Ignoring a warrant is the single worst strategy. The warrant will not resolve itself, and delaying makes every outcome worse. Judges view people who address warrants voluntarily far more favorably than those who had to be tracked down by police.
The strongest first move is contacting a criminal defense attorney before doing anything else. An attorney can arrange a voluntary surrender, sometimes called a walk-through, at a local detention facility. This controlled process lets you be booked and released in a matter of hours rather than sitting in a cell waiting for processing after an unexpected arrest.
Voluntary surrender also improves your odds at the bail hearing. Judges are more likely to release someone on their own recognizance, meaning no cash bail required, when that person turned themselves in. The contrast with someone who evaded arrest is stark, and judges notice. If bail is set, a bail bond agent typically charges a premium of roughly 10 percent of the total bail amount, a fee you do not get back.
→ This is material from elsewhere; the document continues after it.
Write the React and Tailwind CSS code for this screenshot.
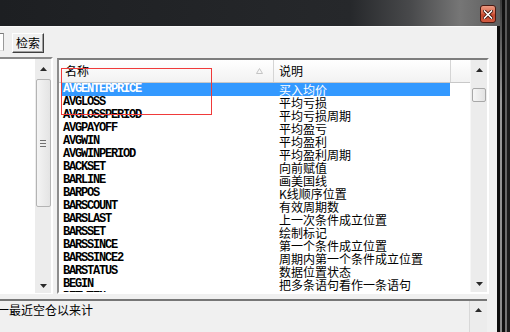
import React from "react";

const rows = [
  ["AVGENTERPRICE", "买入均价"],
  ["AVGLOSS", "平均亏损"],
  ["AVGLOSSPERIOD", "平均亏损周期"],
  ["AVGPAYOFF", "平均盈亏"],
  ["AVGWIN", "平均盈利"],
  ["AVGWINPERIOD", "平均盈利周期"],
  ["BACKSET", "向前赋值"],
  ["BARLINE", "画美国线"],
  ["BARPOS", "K线顺序位置"],
  ["BARSCOUNT", "有效周期数"],
  ["BARSLAST", "上一次条件成立位置"],
  ["BARSSET", "绘制标记"],
  ["BARSSINCE", "第一个条件成立位置"],
  ["BARSSINCE2", "周期内第一个条件成立位置"],
  ["BARSTATUS", "数据位置状态"],
  ["BEGIN", "把多条语句看作一条语句"],
  ["BETWEEN", "介于两个数之间"],
];

const cjk = "font-['Noto_Sans_CJK_SC','Noto_Sans',sans-serif]";
const mono = "font-['Liberation_Mono','DejaVu_Sans_Mono',monospace]";

function Up() {
  return (
    <svg width="7" height="4" viewBox="0 0 7 4">
      <polygon points="3.5,0 7,4 0,4" fill="#2a2a2a" />
    </svg>
  );
}
function Down() {
  return (
    <svg width="7" height="4" viewBox="0 0 7 4">
      <polygon points="0,0 7,0 3.5,4" fill="#2a2a2a" />
    </svg>
  );
}

export default function App() {
  return (
    <div className="relative w-[510px] h-[332px] overflow-hidden bg-[#1a1a1a] flex">
      <div className="w-[500px] h-full flex flex-col">
        {/* title bar */}
        <div className="h-[26px] w-full flex justify-end items-start pr-[4px] pt-[5px] bg-[linear-gradient(to_right,#1d1f22_0%,#26282b_70%,#48494b_82%,#767676_92%,#5e5e5e_100%)]">
          <div className="w-[16px] h-[18px] rounded-[3px] border border-[#4a1a12] bg-[linear-gradient(to_bottom,#ec9a82_0%,#d8664a_45%,#c4482e_55%,#d25a40_100%)] flex items-center justify-center">
            <svg width="10" height="9" viewBox="0 0 10 9">
              <path d="M1.5 1 L8.5 8 M8.5 1 L1.5 8" stroke="#3a1008" strokeWidth="3.2" strokeLinecap="square" />
              <path d="M1.5 1 L8.5 8 M8.5 1 L1.5 8" stroke="#ffffff" strokeWidth="1.6" strokeLinecap="square" />
            </svg>
          </div>
        </div>
        <div className="flex-1 flex">
          {/* client */}
          <div className="w-[497px] h-full bg-[#f0f0f0] border-t border-[#fafafa] flex flex-col">
            {/* search row */}
            <div className="h-[30px] flex items-start pt-[6px]">
              <div className="w-[4px] h-[18px] bg-white border-r border-[#9a9a9a] border-t border-b border-t-[#7a7a7a] border-b-[#e0e0e0]" />
              <div className={`ml-[8px] w-[32px] h-[20px] bg-[#f0f0f0] border border-t-white border-l-white border-r-[#404040] border-b-[#404040] shadow-[inset_-1px_-1px_0_#a0a0a0] flex items-center justify-center text-[12px] leading-[12px] text-black ${cjk}`}>
                检索
              </div>
            </div>
            {/* main row */}
            <div className="h-[237px] flex">
              {/* left panel */}
              <div className="w-[53px] h-full border-t-2 border-t-[#8a8a8a] border-r-2 border-r-white border-b border-b-white flex">
                <div className="w-[35px] h-full bg-white" />
                <div className="w-[16px] h-full bg-[#ececec] flex flex-col items-center">
                  <div className="h-[20px] flex items-center justify-center"><Up /></div>
                  <div className="w-[15px] h-[128px] rounded-[2px] border border-[#b4b4b4] bg-[linear-gradient(to_right,#f4f4f4,#e4e4e4)] flex flex-col items-center justify-center gap-[2px]">
                    <div className="w-[6px] h-px bg-[#707070]" />
                    <div className="w-[6px] h-px bg-[#707070]" />
                    <div className="w-[6px] h-px bg-[#707070]" />
                  </div>
                  <div className="flex-1" />
                  <div className="h-[14px] flex items-center justify-center"><Down /></div>
                </div>
              </div>
              {/* list frame */}
              <div className="ml-[4px] mt-[1px] w-[432px] h-[236px] border-t-2 border-l-2 border-t-[#7d7d7d] border-l-[#8d8d8d] border-r-2 border-b-2 border-r-white border-b-white flex">
                <div className="w-[411px] h-full bg-white flex flex-col overflow-hidden">
                  {/* header */}
                  <div className={`h-[23px] shrink-0 flex border-b border-[#c8c8c8] bg-[linear-gradient(to_bottom,#ffffff,#f2f2f2)] text-[12px] text-black ${cjk}`}>
                    <div className="w-[214px] h-full flex items-center pl-[6px] relative">
                      名称
                      <div className="absolute right-[10px] top-[8px]">
                        <svg width="7" height="6" viewBox="0 0 7 6">
                          <polygon points="3.5,0.5 6.5,5.5 0.5,5.5" fill="none" stroke="#c4c4c4" strokeWidth="1" />
                        </svg>
                      </div>
                    </div>
                    <div className="w-px h-full bg-[#d5d5d5]" />
                    <div className="w-[176px] h-full flex items-center pl-[5px]">说明</div>
                    <div className="w-px h-full bg-[#d5d5d5]" />
                    <div className="flex-1" />
                  </div>
                  {/* rows */}
                  {rows.map(([n, d], i) => (
                    <div
                      key={n}
                      className={`ml-[2px] w-[389px] h-[13px] shrink-0 flex items-center overflow-hidden ${i === 0 ? "bg-[#3399ff] text-white" : "text-black"}`}
                    >
                      <div className={`w-[216px] h-[13px] pl-[2px] text-[12px] leading-[13px] font-bold tracking-[-1.2px] overflow-hidden ${mono}`}>{n}</div>
                      <div className={`h-[13px] pl-[2px] text-[12px] leading-[13px] whitespace-nowrap overflow-hidden ${cjk}`}>{d}</div>
                    </div>
                  ))}
                </div>
                {/* scrollbar */}
                <div className="w-[17px] h-full bg-[#ececec] border-l border-[#f6f6f6] flex flex-col items-center">
                  <div className="h-[20px] flex items-center justify-center"><Up /></div>
                  <div className="mt-[8px] w-[14px] h-[14px] rounded-[2px] border border-[#a8a8a8] bg-[linear-gradient(to_right,#f6f6f6,#e2e2e2)]" />
                  <div className="flex-1" />
                  <div className="h-[17px] flex items-center justify-center"><Down /></div>
                </div>
              </div>
            </div>
            {/* bottom panel */}
            <div className="mt-[5px] w-[487px] flex-1 border-t-2 border-[#767676] flex">
              <div className={`flex-1 pt-[2px] -ml-[3px] text-[12px] leading-[13px] text-black ${cjk}`}>一最近空仓以来计</div>
              <div className="w-[18px] h-full border-l border-[#d8d8d8] bg-[#ececec] flex flex-col items-center">
                <div className="h-[18px] flex items-center justify-center"><Up /></div>
              </div>
            </div>
          </div>
          <div className="w-[3px] h-full bg-[#0e0e0e]" />
        </div>
      </div>
      {/* right stripes */}
      <div className="w-[10px] h-full flex">
        <div className="w-[2px] h-full bg-[linear-gradient(to_bottom,#3a3a3a,#9a9a9a_30%,#8a8a8a)]" />
        <div className="w-[3px] h-full bg-[#101010]" />
        <div className="w-[2px] h-full bg-[linear-gradient(to_bottom,#555,#777)]" />
        <div className="w-[3px] h-full bg-[#1c1c1c]" />
      </div>
      {/* red annotation rectangle */}
      <div className="absolute left-[61px] top-[68px] w-[151px] h-[47px] border border-[#f03a3a] pointer-events-none" />
    </div>
  );
}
For bench warrants, there is sometimes a path to resolving the warrant without being arrested at all. Your attorney can file a motion to quash or recall the warrant, asking the judge to remove it from the database. The motion explains why you missed the court date or violated the order and argues that the warrant should be lifted. If the judge grants the motion, you receive a new court date by mail instead of through handcuffs.
This approach works best for bench warrants tied to minor infractions or missed court dates where you have a reasonable explanation. It carries real risk for serious charges. Walking into court on a felony arrest warrant, even voluntarily, can result in immediate detention. An attorney can evaluate whether a motion to quash is realistic for your situation before you take that step.
Failure to appear is a separate criminal offense on top of whatever the original charge was. At the federal level, the penalties scale with the seriousness of the underlying crime. If you were released pending trial for a felony punishable by 15 or more years, failure to appear carries up to 10 years in prison. For other felonies, the maximum is two to five years. For misdemeanors, it is up to one year. Any prison time imposed for failure to appear runs consecutively, meaning it is added on top of any sentence for the original offense.8Office of the Law Revision Counsel. 18 USC 3146 – Penalty for Failure to Appear State penalties vary but commonly include fines ranging from a few hundred dollars to several thousand, plus additional jail time.
Warrant databases match records primarily by name and date of birth. If you share a name with someone who has a warrant, you can be detained during a routine police encounter while officers sort out the confusion. This is more common than most people assume, particularly for people with common names.
If you are arrested on a warrant meant for someone else, document everything: the names and badge numbers of the officers involved, the dates and times of your detention, and any expenses you incur. Your attorney should contact the arresting agency, request that fingerprints and photographs be compared to establish your identity, and push for the warrant to be recalled and your records corrected. Getting this resolved quickly matters because an arrest, even a wrongful one, can be entered into NCIC and appear on future background checks until it is formally corrected.
If you discover during a self-search that a warrant appears under your name but you have no connection to the underlying matter, contact an attorney before calling the police or showing up at a station. An attorney can help establish the mistake through proper channels without putting you at risk of being booked first and sorted out later.